The Colorado Senate voted along party lines Monday to approve a resolution condemning President Donald Trump’s pardons of those convicted of crimes related to the Jan. 6 insurrection at the U.S. Capitol.
Senate Joint Resolution 25-6, sponsored by Sen. Nick Hinrichsen, a Pueblo Democrat, and Sen. Matt Ball, a Denver Democrat, condemns the pardons as well as the firing of FBI agents assigned to insurrection-related cases who “committed their careers to the defense of our nation and its sovereignty.”
Nearly 1,600 people were federally charged in connection with the attack, which was fueled by Trump’s baseless denial of President Joe Biden’s 2020 election win. Dozens of injuries, four rioter deaths and five police officer deaths are attributed to the attack.
Almost 30 people with connections to Colorado were charged for actions related to the attack.
In asking for bipartisan support of the resolution, Hinrichsen said on the Senate floor he has heard the “mental contortions” used to justify the insurrection and the pardons, and that they are all “rooted in lies.”
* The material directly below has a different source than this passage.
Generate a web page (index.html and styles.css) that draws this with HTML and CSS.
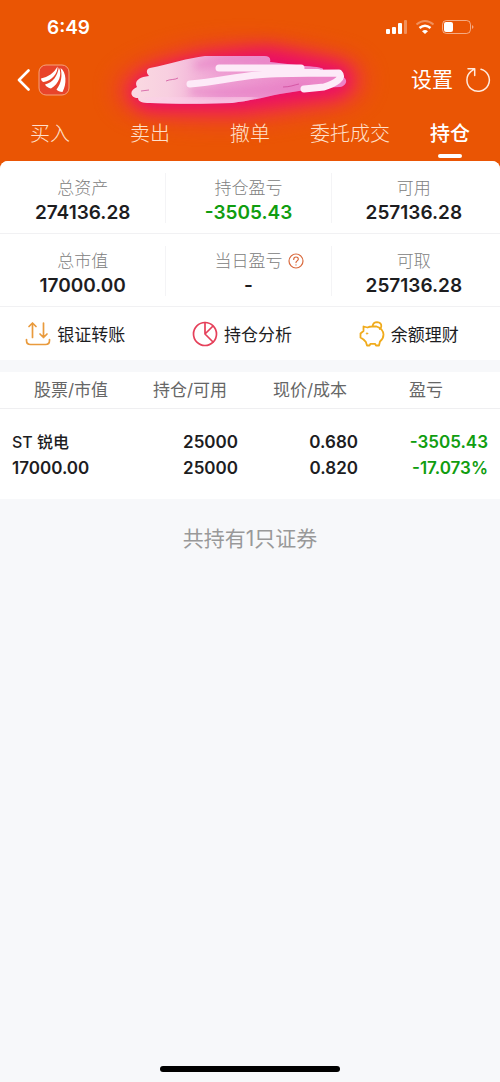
FILE: index.html
```html
<!DOCTYPE html>
<html lang="zh-CN">
<head>
<meta charset="utf-8">
<meta name="viewport" content="width=device-width, initial-scale=1">
<title>持仓</title>
<link rel="stylesheet" href="styles.css">
</head>
<body>
<div class="app">
  <header class="top">
    <svg class="scribble" viewBox="0 0 500 161" aria-hidden="true">
      <defs>
        <filter id="wide" x="-40%" y="-100%" width="180%" height="300%" color-interpolation-filters="sRGB"><feGaussianBlur stdDeviation="13"/></filter>
        <filter id="near" x="-40%" y="-100%" width="180%" height="300%" color-interpolation-filters="sRGB"><feGaussianBlur stdDeviation="9"/></filter>
        <filter id="soft" x="-10%" y="-60%" width="120%" height="220%" color-interpolation-filters="sRGB"><feGaussianBlur stdDeviation="4"/></filter>
        <linearGradient id="paint" x1="0" x2="1" y1="0" y2="0">
          <stop offset="0" stop-color="#fbdde2"/>
          <stop offset=".2" stop-color="#f8cfe0"/>
          <stop offset=".42" stop-color="#efa0d4"/>
          <stop offset=".7" stop-color="#ec8dcb"/>
          <stop offset="1" stop-color="#ee7fc6"/>
        </linearGradient>
        <clipPath id="shape"><path d="M150 68C146 69 146 73 149 76C138 77 134 82 137 87C128 91 131 98 138 98C138 102 143 103 150 103C175 104 205 104 232 103C250 101 265 97 280 94L318 88L340 87C347 86 348 79 343 77L342 72L323 70C324 68 320 67 305 66L270 62C271 58 269 56 264 56L205 56C188 58 170 64 150 68Z"/></clipPath>
      </defs>
      <path d="M145 80C190 55 270 53 345 74C360 82 345 94 305 96C250 110 180 108 140 98C125 92 130 85 145 80Z" fill="#f3304a" stroke="#f3304a" stroke-width="26" stroke-linejoin="round" opacity=".85" filter="url(#wide)"/>
      <path d="M150 78L205 62L268 54L340 70C350 78 345 87 335 90L240 103H145L137 92Z" fill="#ea0c68" stroke="#ea0c68" stroke-width="12" stroke-linejoin="round" filter="url(#near)"/>
      <g clip-path="url(#shape)">
        <path d="M120 50H360V110H120Z" fill="url(#paint)"/>
        <path d="M195 66C220 60 250 60 275 62M190 91C230 96 280 88 310 86" fill="none" stroke="#e478c2" stroke-width="8" opacity=".6" filter="url(#soft)"/>
        <path d="M145 102C185 101 215 104 255 99" fill="none" stroke="#fbd0e8" stroke-width="8" filter="url(#soft)"/>
        <path d="M166 81C170 79 175 80 178 78M141 91L149 90M283 87C290 87 294 85 299 84" fill="none" stroke="#cc4596" stroke-width="1" opacity=".7"/>
      </g>
      <g fill="none" stroke="#fdeaf8" stroke-linecap="round" stroke-linejoin="round">
        <path d="M219 68H301" stroke-width="7"/>
        <path d="M190 84C220 82 240 75 270 74C295 73 320 73 339 73C344 78 336 83 324 87L304 89" stroke-width="7"/>
        <path d="M268 72L318 72" stroke-width="6"/>
      </g>
    </svg>
    <div class="status">
      <span class="time">6:49</span>
      <svg class="indicators" viewBox="0 0 90 16" width="90" height="16" aria-hidden="true">
        <g fill="#fff">
          <rect x="1" y="10" width="4" height="5" rx="1"/><rect x="7" y="8" width="4" height="7" rx="1"/><rect x="13" y="4" width="4" height="11" rx="1"/><rect x="19" y="1" width="3" height="14" rx="1" opacity=".35"/>
          <path d="M40 15L37 12.300Q40 9.500 43 12.300Z"/>
        </g>
        <path d="M34.500 9Q40 4.500 45.500 9" fill="none" stroke="#fff" stroke-width="2.600"/>
        <path d="M31.500 5.500Q40-1.500 48.500 5.500" fill="none" stroke="#fff" stroke-width="2" opacity=".35"/>
        <rect x="57.500" y="1.500" width="28" height="13" rx="4" fill="none" stroke="#fff" opacity=".5"/>
        <rect x="59" y="3" width="9" height="10" rx="2" fill="#fff"/>
        <path d="M87 6Q90 8 87 10Z" fill="#fff" opacity=".5"/>
      </svg>
    </div>
    <div class="nav">
      <button class="icon-btn" type="button" aria-label="返回">
        <svg viewBox="0 0 14 24" width="14" height="24"><path d="M12.500 2.500L3 12L12.500 21.500" fill="none" stroke="#fff" stroke-width="2.600" stroke-linecap="round" stroke-linejoin="round"/></svg>
      </button>
      <button class="icon-btn" type="button" aria-label="首页">
        <svg viewBox="0 0 32 32" width="32" height="32">
          <rect x="1" y="1" width="30" height="30" rx="7" fill="#e8442b" stroke="#f6a27b"/>
          <g fill="#fff"><path d="M3 14.500C10 13 16 9 19.500 2.500C20 9 14 17 5.500 18C4 17.500 3 16 3 14.500Z"/><path d="M7 20.500C15 18.500 19.500 12 20.800 3.500C24.500 10 21 20 13 24.500C10.500 24 8 22.500 7 20.500Z"/><path d="M18.500 25.500C23.500 19 24.500 11 22.500 4C28.500 8 29 20 24.500 28C22 28 19.500 27 18.500 25.500Z"/></g>
        </svg>
      </button>
      <button class="settings" type="button">设置</button>
      <button class="icon-btn" type="button" aria-label="刷新">
        <svg viewBox="0 0 26 26" width="26" height="26" fill="none" stroke="#ffeade" stroke-width="1.500" stroke-linecap="round" stroke-linejoin="round"><path d="M16 2.200A11.200 11.200 0 1 1 6 4.400L9.500 2M3 1.800H9.700V8.500"/></svg>
      </button>
    </div>
    <nav class="tabs">
      <a href="#buy">买入</a>
      <a href="#sell">卖出</a>
      <a href="#cancel">撤单</a>
      <a href="#orders">委托成交</a>
      <a class="active" href="#positions" aria-current="page">持仓</a>
    </nav>
  </header>
  <main>
    <section class="summary">
      <dl class="stats">
        <div class="stat"><dt>总资产</dt><dd>274136.28</dd></div>
        <div class="stat"><dt>持仓盈亏</dt><dd class="down">-3505.43</dd></div>
        <div class="stat"><dt>可用</dt><dd>257136.28</dd></div>
      </dl>
      <dl class="stats">
        <div class="stat"><dt>总市值</dt><dd>17000.00</dd></div>
        <div class="stat"><dt>当日盈亏<button class="help" type="button" aria-label="说明"><svg viewBox="0 0 16 16" width="16" height="16" fill="none" stroke="#d9693c" stroke-width="1.200" stroke-linecap="round"><circle cx="8" cy="8" r="7"/><path d="M5.700 6.400C5.700 3.200 10.400 3.300 10.300 6.200C10.200 7.800 8 8 8 9.600M8 11.900V12"/></svg></button></dt><dd>-</dd></div>
        <div class="stat"><dt>可取</dt><dd>257136.28</dd></div>
      </dl>
      <div class="actions">
        <button class="action" type="button">
          <svg viewBox="0 0 26 26" width="26" height="26" fill="none" stroke="#e99a3c" stroke-width="1.700" stroke-linecap="round" stroke-linejoin="round"><path d="M7.500 16.500V2M4 5.500L7.500 2L11 5.500M18.500 2V16.500M15 13L18.500 16.500L22 13M1.500 18.500V19.500Q1.500 23.500 5.500 23.500H20.500Q24.500 23.500 24.500 19.500V18.500"/></svg>
          银证转账</button>
        <button class="action" type="button">
          <svg viewBox="0 0 26 26" width="26" height="26" fill="none" stroke="#e5405a" stroke-width="1.700" stroke-linecap="round" stroke-linejoin="round"><circle cx="13" cy="13" r="11.500"/><path d="M13 1.500V13L21 21M13 13L20.500 5.500"/></svg>
          持仓分析</button>
        <button class="action" type="button">
          <svg viewBox="0 0 26 26" width="26" height="26" fill="none" stroke="#f0ab1c" stroke-width="1.800" stroke-linecap="round" stroke-linejoin="round"><path d="M4.500 5.500L8.500 6.500Q10.500 5.500 13 5.500H17.500Q24 7.500 24.500 13.500Q24.500 17.500 21 20.500L20 24.500H17L16 22.800H11.500L10.500 24.500H8L6.800 20.800L4.500 18.500L1.500 16.500V12.500L4.500 10ZM13.500 5Q14.500 1.200 18 1.200Q22.500 1.500 22.300 5.200Q22.200 7 20.800 8"/><circle cx="8" cy="12.500" r=".8" fill="#f0ab1c" stroke-width=".6"/></svg>
          余额理财</button>
      </div>
    </section>
    <section class="holdings">
      <table>
        <thead><tr><th scope="col">股票/市值</th><th scope="col">持仓/可用</th><th scope="col">现价/成本</th><th scope="col">盈亏</th></tr></thead>
        <tbody>
          <tr><td class="name">ST 锐电</td><td>25000</td><td>0.680</td><td class="down">-3505.43</td></tr>
          <tr><td>17000.00</td><td>25000</td><td>0.820</td><td class="down">-17.073%</td></tr>
        </tbody>
      </table>
    </section>
    <p class="total">共持有1只证券</p>
  </main>
  <div class="home-bar"></div>
</div>
</body>
</html>
```
FILE: styles.css
```css
* { box-sizing: border-box; }

body {
  margin: 0;
  background: #f7f8fa;
  color: #1d1d1f;
  font-family: Inter, "Noto Sans CJK SC", sans-serif;
  font-size: 17px;
}

button {
  margin: 0;
  padding: 0;
  border: 0;
  background: none;
  color: inherit;
  font: inherit;
}

svg { display: block; flex: none; }

.app {
  display: flex;
  flex-direction: column;
  min-height: 100vh;
  background: linear-gradient(#ea5504 180px, #f7f8fa 180px);
}

.top { position: relative; color: #fff; background: #ea5504; }

.scribble {
  position: absolute;
  top: 0;
  left: 50%;
  width: 500px;
  margin-left: -250px;
}

.status {
  position: relative;
  display: flex;
  align-items: center;
  justify-content: space-between;
  height: 54px;
  padding: 0 25px 0 47px;
}

.time { font-size: 19px; font-weight: 600; }

.nav {
  position: relative;
  display: flex;
  align-items: center;
  height: 51px;
  padding: 0 9px 0 16px;
}

.nav .icon-btn + .icon-btn { margin-left: 8px; }

.settings { margin: 0 12px 0 auto; font-size: 21px; line-height: 32px; }

.tabs {
  position: relative;
  display: grid;
  grid-template-columns: repeat(5, 1fr);
}

.tabs a {
  position: relative;
  height: 56px;
  color: #ffe0cc;
  font-size: 20px;
  font-weight: 300;
  line-height: 58px;
  text-align: center;
  text-decoration: none;
}

.tabs .active { color: #fff; font-weight: 500; }

.tabs .active::after {
  content: "";
  position: absolute;
  bottom: 3px;
  left: 50%;
  width: 24px;
  height: 4px;
  margin-left: -12px;
  border-radius: 2px;
  background: #fff;
}

main { flex: 1; background: #f7f8fa; border-radius: 8px 8px 0 0; }

.summary { background: #fff; border-radius: 8px 8px 0 0; }

.stats {
  display: grid;
  grid-template-columns: repeat(3, 1fr);
  margin: 0;
  padding: 12px 4px 10px 0;
  border-bottom: 1px solid #f1f1f3;
}

.stat { height: 50px; padding-top: 3px; text-align: center; }

.stat + .stat { border-left: 1px solid #f4f4f6; }

.stat dt {
  display: flex;
  align-items: center;
  justify-content: center;
  position: relative;
  color: #808080;
  font-weight: 300;
  line-height: 24px;
}

.stat dd {
  margin: 0;
  font-size: 19px;
  font-weight: 600;
  line-height: 25px;
}

.stat .help { position: absolute; left: 50%; margin-left: 40px; }

.down, .stat .down { color: #109d10; }

.actions {
  display: grid;
  grid-template-columns: repeat(3, 1fr);
  height: 53px;
}

.action {
  display: flex;
  align-items: center;
  justify-content: center;
  gap: 6px;
  padding-right: 16px;
}

.holdings { margin-top: 12px; padding-bottom: 18px; background: #fff; }

table { width: 100%; border-collapse: collapse; table-layout: fixed; }

th {
  height: 36px;
  padding: 0;
  border-bottom: 1px solid #efeff1;
  color: #666;
  font-weight: 400;
  line-height: 24px;
}

th:first-child { padding-left: 12px; width: 26%; }
th:nth-child(2), th:nth-child(3) { width: 24%; }
th:last-child { padding-right: 18px; }

td {
  height: 26px;
  padding: 0 12px;
  font-weight: 600;
  line-height: 26px;
  text-align: right;
}

td:first-child { text-align: left; }

td.name { font-weight: 500; font-size: 16px; }

tbody tr:first-child td { height: 46px; padding-top: 20px; }

.total {
  margin: 24px 0 0;
  color: #999;
  font-size: 21px;
  line-height: 32px;
  text-align: center;
}

.home-bar {
  align-self: center;
  width: 36%;
  height: 6px;
  margin-bottom: 10px;
  border-radius: 3px;
  background: #000;
}
```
Hinrichsen, an Army veteran, said a friend he served with texted him after Trump announced his pardons and said it’s “pretty obvious that I sacrificed my youth and my friends sacrificed their lives for a lot of Americans who are truly and unequivocally unworthy of those sacrifices.”
“If we cannot, regardless of party, muster the courage to speak with truth about the greatest assault on this Constitution from within our own citizenry in 160 years, or to condemn the aid and comfort now given to its enemies who sought to render the sacrifices of those who gave their lives in its defense to have been in vain, then any words of solemnity for that sacrifice are nothing but hollow, insulting utterances,” Hinrichsen said. “I have no desire to sit and smile politely for such a performance.”
The resolution passed 21-12, with all Republicans voting against it.
Sen. Mark Baisley, a Woodland Park Republican, said he finds it “shameful” that a resolution would be used in a “political manner.”
The Colorado House of Representatives will likely vote on the resolution this week.